I called the girls in.  They were instructed to get undressed, grab towels and wait by the door.
I opened the door to reveal their GLO STICK BATH!


They LOVED it!

Friday, June 15, 2012

Look Hannah!

Definition needed for this story

Huh! = the sound you would make if you sucked air in when you were excited to show somone something


Setting the stage- on our way to daycare, Hailey sees something across the street in a parking lot and really wants Hannah to see it

Hailey:  "Look Hannah! (finger point) Huh!,  Look Hannah! (finger point) Huh!, Look Hannah! (finger point) Huh!, Look Hannah! (finger point) Huh!, Look Hannah! (finger point) Huh!, Over there!"
Hannah:  "What do you see buds?"
Hailey:  "Over there Hannah!"
Hannah: "That white tent?"
Hailey: "Yeah!  What is it?"
Hannah:  "Not sure.  Maybe a circus."

Turns out it was just a tent that was set up getting ready to sell fireworks.
A circus would have been more fun for sure!

Thursday, June 14, 2012

Hailey Bird


Nothing sweeter than sisters feeding each other sticks of sugar :-)

Wednesday, June 13, 2012

Make you do a double take


I knew this time would come.  The time when I walked someone in the house and swore that I saw Nash.

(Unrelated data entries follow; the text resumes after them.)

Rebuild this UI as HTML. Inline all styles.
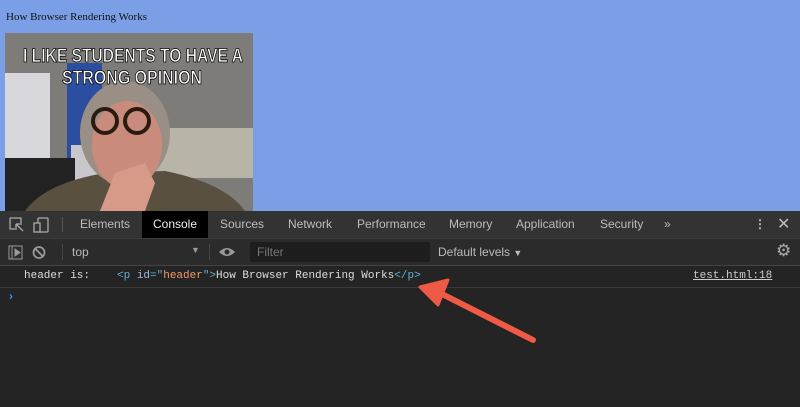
<!DOCTYPE html>
<html><head><style>
body{margin:0;width:800px;height:407px;overflow:hidden;background:#7b9fe6;font-family:"Liberation Sans",sans-serif;position:relative}
.t{position:absolute;left:6px;top:11px;font:11px "Liberation Serif",serif;color:#111}
.dt{position:absolute;left:0;top:211px;width:800px;height:196px;background:#242424}
.tabs{position:absolute;top:0;left:0;width:800px;height:27px;background:#333;border-bottom:1px solid #3d3d3d}
.tab{position:absolute;top:0;height:27px;line-height:27px;font-size:12px;color:#bdbdbd}
.bar{position:absolute;top:28px;left:0;width:800px;height:26px;background:#2b2b2b;border-bottom:1px solid #444}
.row{position:absolute;top:55px;left:0;width:800px;height:21px;border-bottom:1px solid #3a3a3a;font:11px "Liberation Mono",monospace;color:#ddd;line-height:21px}
</style></head><body>
<div class="t">How Browser Rendering Works</div>
<svg style="position:absolute;left:5px;top:33px" width="248" height="178" viewBox="0 0 248 178">
<rect width="248" height="178" fill="#7d7c78"/>
<rect x="0" y="40" width="45" height="95" fill="#d8d8dc"/>
<rect x="62" y="30" width="35" height="125" fill="#2b4ea0"/>
<rect x="66" y="112" width="30" height="38" fill="#c8c8cc"/>
<rect x="150" y="95" width="98" height="50" fill="#b8b4a8"/>
<rect x="0" y="125" width="70" height="53" fill="#222"/>
<path d="M20 178 Q40 150 100 140 L160 138 Q220 150 240 178Z" fill="#5a5040"/>
<ellipse cx="120" cy="100" rx="45" ry="52" fill="#9a8f86"/>
<ellipse cx="122" cy="112" rx="35" ry="44" fill="#c98c7c"/>
<circle cx="100" cy="88" r="12" fill="none" stroke="#2a1a10" stroke-width="4"/>
<circle cx="132" cy="88" r="12" fill="none" stroke="#2a1a10" stroke-width="4"/>
<path d="M95 178 L110 140 L140 130 L150 150 L140 178Z" fill="#d89a88"/>
<text x="18" y="29" textLength="220" lengthAdjust="spacingAndGlyphs" font-family="Liberation Sans" font-weight="bold" font-size="19" fill="#fff" stroke="#000" stroke-width="0.8">I LIKE STUDENTS TO HAVE A</text>
<text x="57" y="51" textLength="140" lengthAdjust="spacingAndGlyphs" font-family="Liberation Sans" font-weight="bold" font-size="19" fill="#fff" stroke="#000" stroke-width="0.8">STRONG OPINION</text>
</svg>
<div class="dt">
<div class="tabs">
<svg style="position:absolute;left:9px;top:6px" width="44" height="16"><path d="M1 1h11v5M1 1v11h5M7 7l7 7M7 7v6M7 7h6" stroke="#aaa" fill="none" stroke-width="1.3"/><rect x="29" y="1" width="10" height="14" rx="1" stroke="#aaa" fill="none" stroke-width="1.3"/><rect x="25" y="6" width="6" height="9" stroke="#aaa" fill="#333" stroke-width="1.3"/></svg>
<div style="position:absolute;left:62px;top:6px;width:1px;height:15px;background:#555"></div>
<div class="tab" style="left:80px">Elements</div>
<div class="tab" style="left:142px;width:66px;background:#000;color:#eee;text-align:center">Console</div>
<div class="tab" style="left:220px">Sources</div>
<div class="tab" style="left:288px">Network</div>
<div class="tab" style="left:357px">Performance</div>
<div class="tab" style="left:449px">Memory</div>
<div class="tab" style="left:516px">Application</div>
<div class="tab" style="left:600px">Security</div>
<div class="tab" style="left:664px">»</div>
<div class="tab" style="left:754px;font-weight:bold">⋮</div>
<div class="tab" style="left:777px;font-size:16px">✕</div>
</div>
<div class="bar">
<svg style="position:absolute;left:8px;top:6px" width="40" height="15"><rect x="1" y="1" width="13" height="13" stroke="#999" fill="none"/><path d="M4 1v13M7 4l5 3.5-5 3.5z" stroke="#999" fill="#999"/><circle cx="31" cy="7.5" r="5.5" stroke="#999" fill="none" stroke-width="1.8"/><path d="M27 3.5l8 8" stroke="#999" stroke-width="1.8"/></svg>
<div style="position:absolute;left:62px;top:5px;width:1px;height:16px;background:#444"></div>
<div style="position:absolute;left:72px;top:6px;font-size:12px;color:#bbb">top</div>
<div style="position:absolute;left:191px;top:6px;font-size:9px;color:#999">▼</div>
<div style="position:absolute;left:209px;top:5px;width:1px;height:16px;background:#444"></div>
<svg style="position:absolute;left:218px;top:7px" width="18" height="12"><path d="M1 6Q9-2 17 6Q9 14 1 6Z" fill="#999"/><circle cx="9" cy="6" r="2.5" fill="#2b2b2b"/></svg>
<div style="position:absolute;left:250px;top:3px;width:180px;height:20px;background:#1d1d1d"></div>
<div style="position:absolute;left:257px;top:6px;font-size:12px;color:#777">Filter</div>
<div style="position:absolute;left:438px;top:6px;font-size:12px;color:#bbb">Default levels <span style="font-size:9px">▼</span></div>
<div style="position:absolute;left:776px;top:2px;font-size:17px;color:#aaa">⚙</div>
</div>
<div class="row"><span style="position:absolute;left:24px">header is:</span><span style="position:absolute;left:117px"><span style="color:#5db0d7">&lt;p </span><span style="color:#9bbbdc">id</span><span style="color:#5db0d7">="</span><span style="color:#f29766">header</span><span style="color:#5db0d7">"&gt;</span>How Browser Rendering Works<span style="color:#5db0d7">&lt;/p&gt;</span></span><span style="position:absolute;left:693px;text-decoration:underline;color:#ccc">test.html:18</span></div>
<div style="position:absolute;left:9px;top:78px;color:#3b8bf0;font-size:12px;font-weight:bold">›</div>
</div>
<svg style="position:absolute;left:0;top:0" width="800" height="407"><path d="M533 340L440 293" stroke="#ee5a45" stroke-width="6" stroke-linecap="round"/><path d="M420 287L448 280L438 305Z" fill="#ee5a45" stroke="#ee5a45" stroke-width="3" stroke-linejoin="round"/></svg>
</body></html>
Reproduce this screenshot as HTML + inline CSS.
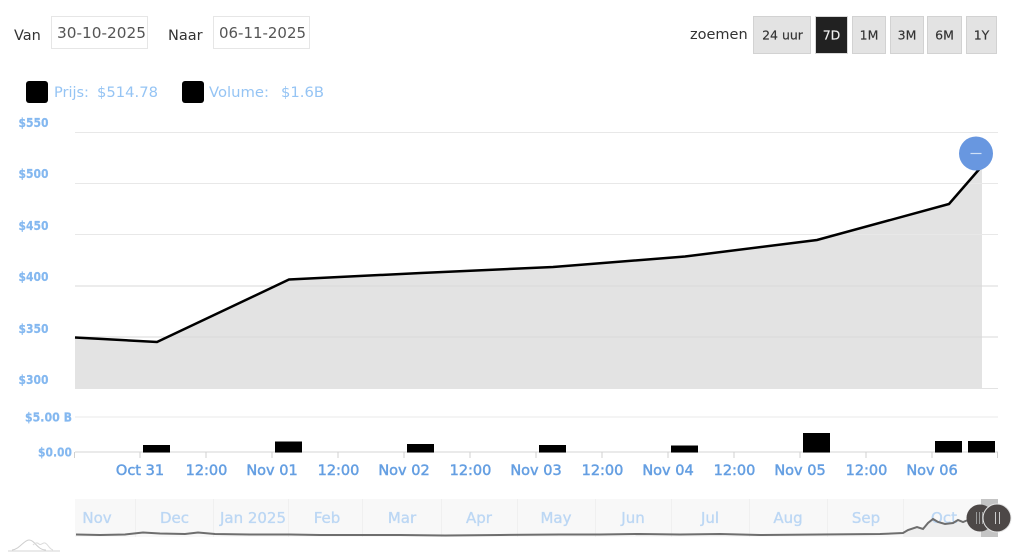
<!DOCTYPE html>
<html>
<head>
<meta charset="utf-8">
<style>
html,body{margin:0;padding:0;background:#fff;width:1024px;height:556px;overflow:hidden}
svg{position:absolute;left:0;top:0}
text{font-family:"DejaVu Sans",sans-serif}
.y{font-size:12.5px;font-weight:bold;fill:#84b8f0;stroke:#84b8f0;stroke-width:.2;text-anchor:end}
.x{font-size:14.5px;fill:#659fe2;stroke:#659fe2;stroke-width:.5;text-anchor:middle}
.n{font-size:15px;fill:#bcd7f4;stroke:#bcd7f4;stroke-width:.35;text-anchor:middle}
.b{font-size:12.5px;fill:#333;stroke:#333;stroke-width:.15;text-anchor:middle}
</style>
</head>
<body>
<svg width="1024" height="556" viewBox="0 0 1024 556">
<defs><clipPath id="c1"><rect x="52" y="17" width="93" height="31"/></clipPath><clipPath id="c2"><rect x="214" y="17" width="91" height="31"/></clipPath></defs>
<!-- date inputs -->
<text x="14" y="40" font-size="14.500" fill="#333">Van</text>
<rect x="51.500" y="16.500" width="96" height="32" fill="#fff" stroke="#e6e6e6"/>
<g clip-path="url(#c1)"><text x="57" y="38" font-size="15" fill="#555" textLength="89" lengthAdjust="spacingAndGlyphs">30-10-2025</text></g>
<text x="168" y="40" font-size="14.500" fill="#333">Naar</text>
<rect x="213.500" y="16.500" width="96" height="32" fill="#fff" stroke="#e6e6e6"/>
<g clip-path="url(#c2)"><text x="219" y="38" font-size="15" fill="#555" textLength="87" lengthAdjust="spacingAndGlyphs">06-11-2025</text></g>

<!-- zoom buttons -->
<text x="690" y="39" font-size="14.500" fill="#333">zoemen</text>
<g fill="#e3e3e3" stroke="#d2d2d2">
<rect x="753.500" y="16.500" width="57" height="37"/>
<rect x="852.500" y="16.500" width="33" height="37"/>
<rect x="890.500" y="16.500" width="33" height="37"/>
<rect x="927.500" y="16.500" width="34" height="37"/>
<rect x="966.500" y="16.500" width="30" height="37"/>
</g>
<rect x="815.500" y="16.500" width="32" height="37" fill="#212121" stroke="#d8d8d8"/>
<text class="b" x="782.500" y="39.500">24 uur</text>
<text class="b" x="831.500" y="39.500" style="fill:#eee;stroke:#eee">7D</text>
<text class="b" x="869" y="39.500">1M</text>
<text class="b" x="907" y="39.500">3M</text>
<text class="b" x="944.500" y="39.500">6M</text>
<text class="b" x="981.500" y="39.500">1Y</text>

<!-- legend -->
<rect x="26" y="81" width="22" height="22" rx="3" fill="#000"/>
<text x="54" y="97" font-size="14.500" fill="#95c4f4">Prijs:</text>
<text x="97" y="97" font-size="14.500" fill="#95c4f4" textLength="61" lengthAdjust="spacingAndGlyphs">$514.78</text>
<rect x="182" y="81" width="22" height="22" rx="3" fill="#000"/>
<text x="209" y="97" font-size="14.500" fill="#95c4f4" textLength="60" lengthAdjust="spacingAndGlyphs">Volume:</text>
<text x="281" y="97" font-size="14.500" fill="#95c4f4" textLength="43" lengthAdjust="spacingAndGlyphs">$1.6B</text>

<!-- price plot -->
<path d="M75 337.500L157 342L289 279.500L421 273L553 267L685 256.500L817 240L949 204L982 166V388H75Z" fill="#e3e3e3"/>
<g stroke="#e8e8e8" stroke-width="1" fill="none">
<path d="M75 132.500H998M75 183.500H998M75 234.500H998"/>
<path d="M75 286H998M75 337H998" stroke="#d8d8d8"/>
<path d="M75 388.500H998" stroke="#e3e3e3"/>
</g>
<path d="M75 337.500L157 342L289 279.500L421 273L553 267L685 256.500L817 240L949 204L982 166" fill="none" stroke="#000" stroke-width="2.500"/>
<circle cx="976" cy="153.500" r="17" fill="#6897e0"/>
<path d="M970.500 153.500H981.500" stroke="#cfe0f7" stroke-width="1.200"/>
<text class="y" x="48.500" y="127" textLength="30" lengthAdjust="spacingAndGlyphs">$550</text>
<text class="y" x="48.500" y="178" textLength="30" lengthAdjust="spacingAndGlyphs">$500</text>
<text class="y" x="48.500" y="230" textLength="30" lengthAdjust="spacingAndGlyphs">$450</text>
<text class="y" x="48.500" y="281" textLength="30" lengthAdjust="spacingAndGlyphs">$400</text>
<text class="y" x="48.500" y="333" textLength="30" lengthAdjust="spacingAndGlyphs">$350</text>
<text class="y" x="48.500" y="384" textLength="30" lengthAdjust="spacingAndGlyphs">$300</text>

<!-- volume -->
<path d="M75 417H998" stroke="#e8e8e8"/>
<path d="M75 452H998" stroke="#e3e3e3" stroke-width="1.500"/>
<text class="y" x="72" y="421.500" textLength="47" lengthAdjust="spacingAndGlyphs">$5.00 B</text>
<text class="y" x="72" y="456.500" textLength="34" lengthAdjust="spacingAndGlyphs">$0.00</text>
<g fill="#000">
<rect x="143" y="445" width="27" height="7.500"/>
<rect x="275" y="441.500" width="27" height="11"/>
<rect x="407" y="444" width="27" height="8.500"/>
<rect x="539" y="445" width="27" height="7.500"/>
<rect x="671" y="445.500" width="27" height="7"/>
<rect x="803" y="433" width="27" height="19.500"/>
<rect x="935" y="441" width="27" height="11.500"/>
<rect x="968" y="441" width="27" height="11.500"/>
</g>
<path d="M74.500 452V458M140 452V458M206 452V458M272 452V458M338 452V458M404 452V458M470 452V458M536 452V458M602 452V458M668 452V458M734 452V458M800 452V458M866 452V458M932 452V458M997.500 452V458" stroke="#d0d0d0" fill="none"/>
<text class="x" x="140" y="475">Oct 31</text>
<text class="x" x="206.500" y="475">12:00</text>
<text class="x" x="272" y="475">Nov 01</text>
<text class="x" x="338.500" y="475">12:00</text>
<text class="x" x="404" y="475">Nov 02</text>
<text class="x" x="470.500" y="475">12:00</text>
<text class="x" x="536" y="475">Nov 03</text>
<text class="x" x="602.500" y="475">12:00</text>
<text class="x" x="668" y="475">Nov 04</text>
<text class="x" x="734.500" y="475">12:00</text>
<text class="x" x="800" y="475">Nov 05</text>
<text class="x" x="866.500" y="475">12:00</text>
<text class="x" x="932" y="475">Nov 06</text>

<!-- navigator -->
<rect x="75" y="499" width="923" height="38" fill="#f8f8f8"/>
<path d="M903 537V533L908 530L917 527L923 529L928 523L933 519L938 522L945 524L953 523L958 520L963 522L968 520L982 518V537Z" fill="#eeeeee"/>
<path d="M135.500 499V537M213.500 499V537M288.500 499V537M362.500 499V537M441.500 499V537M517.500 499V537M595.500 499V537M671.500 499V537M749.500 499V537M827.500 499V537M903.500 499V537" stroke="#f0f0f0"/>
<text class="n" x="97" y="523">Nov</text>
<text class="n" x="174.500" y="523">Dec</text>
<text class="n" x="253" y="523">Jan 2025</text>
<text class="n" x="327" y="523">Feb</text>
<text class="n" x="402" y="523">Mar</text>
<text class="n" x="479" y="523">Apr</text>
<text class="n" x="556" y="523">May</text>
<text class="n" x="633" y="523">Jun</text>
<text class="n" x="710" y="523">Jul</text>
<text class="n" x="788" y="523">Aug</text>
<text class="n" x="866" y="523">Sep</text>
<text class="n" x="944" y="523">Oct</text>
<path d="M76 534.500L100 535L125 534.500L143 532.500L160 533.500L185 534L198 532.500L215 534L250 534.500L290 534.500L320 535L360 535L400 535L445 535.500L500 535L560 534.500L600 534.500L640 534L680 534.500L720 534L760 535L820 534.500L880 534L903 533L908 530L917 527L923 529L928 523L933 519L938 522L945 524L953 523L958 520L963 522L968 520" fill="none" stroke="#6e6e6e" stroke-width="2"/>
<rect x="981" y="499" width="17" height="38" fill="#c4c4c4"/>
<circle cx="980" cy="518" r="13.500" fill="#4d4847"/>
<path d="M976.500 512V524M979.500 512V524M982.500 512V524" stroke="#999" fill="none"/>
<circle cx="997" cy="518" r="14" fill="#4d4847" stroke="#e5e5e5" stroke-width="1"/>
<path d="M995.500 512V524M999.500 512V524" stroke="#ccc" fill="none"/>

<!-- logo -->
<path d="M8 551H60" stroke="#d5d5d5" stroke-width="1"/>
<path d="M12 550C20 549 24 540 29 540C35 540 37 550 46 550" fill="none" stroke="#cfcfcf"/>
<path d="M33 545C35 543 37 542 39 544C41 546 43 542 45 543C48 544 49 549 53 550" fill="none" stroke="#dcdcdc"/>
</svg>
</body>
</html>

Tonight I came back from my run, walked in the house- which was strange not having Nash bark at me on my way up the driveway- and headed into the bedroom to grab my shower supplies.
I was taken back for a minute when I looked down and thought I saw Nash's paw/leg sticking out from behind the closet door.

It was just a sock but for a few minutes I thought he was there.

Weird- sure it won't be the first time we have a moment like that around here.